Special to The Times

I asked my students what they thought having a Martin Luther King Jr. assembly meant, and what they thought the man stood for. The first responses were that it was cool to have a day off. I cringed. And against my better judgment told them what I thought — that:

• What we don't read in the school texts is that a good portion of American society hated and feared what Martin Luther King Jr. stood for. That he was labeled a traitor and a communist because he opposed militarism and the Vietnam War (among other things). A good portion of American society still feels that way; they have just learned not to say it (in public, anyway).

• One cannot stand on one side of the political fence and claim to have respect for Martin Luther King Jr., because he stood for far more than simply an end to racism and segregation. One cannot separate the political and social ideals, they are part of the same package.

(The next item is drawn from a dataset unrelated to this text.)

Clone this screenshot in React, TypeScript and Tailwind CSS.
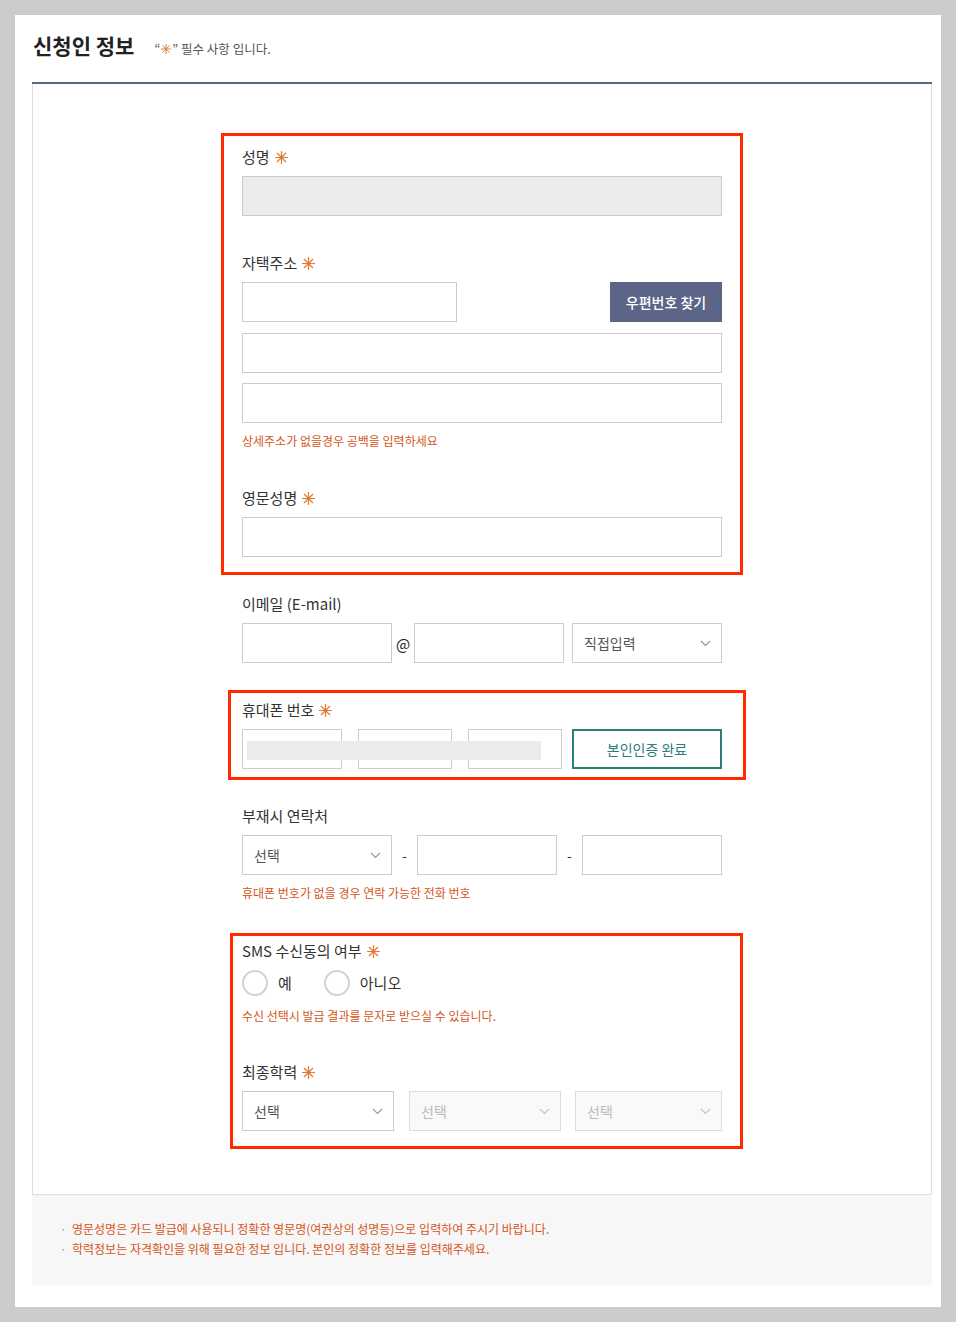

• Actions speak louder than words. It's not what you say, it's what you do that counts. So when, as a nation, we have leaders who denounce affirmative action as regressive policy, then we have leaders who have a limited understanding of the roots of racial divides. If we have a business community that has statistically proven its unwillingness to judge by content of character, rather than color of skin, then we have not made social progress. In fact, the case can be made that if we think that giving a day of recognition is sufficiently honoring Martin Luther King Jr.'s ideals (without the actions to support them also), then the day simply becomes an appeasement — a Band-Aid that does not treat the symptoms.

• There's nothing wrong with feeling a little guilty that you are white. Because you do have it easier, you do experience less judgment, you do have a better chance of getting: a good education, a good job, a good house. Is it your fault? No. But when we are able to admit that we have advantages, we can apply that guilt constructively to leveling the playing field. We have a moral obligation to do this in our lives. That is, if we believe what the Declaration of Independence says about all men being created equal.

And then I encourage them to read and think about a poster I have on my wall, from a May 1967 speech. King says:

"We have moved from the era of civil rights to the era of human rights, an era where we are called upon to raise certain basic questions about the whole society. We have been in a reform movement. But after seeing Selma and the voting rights bill, we moved into a new era, which must be the era of revolution. We must recognize that we can't solve our problem now until there is a radical redistribution of economic and political power ... this means a revolution of values and other things. We must see now that the evils of racism, economic exploitation and militarism are all tied together ... you can't really get rid of one without getting rid of the others... the whole structure of American life must be changed. America is a hypocritical nation and (we) must put (our) own house in order."

So as a nation, we pretend that the man stood for justice, but we don't want that justice if it means giving up our own gluttonous slice of the American pie. Martin Luther King Jr. means about as little to the powers that be as do Jefferson, Madison and Franklin.

Jason Call of Everett teaches math at Kamiak High School in Mukilteo.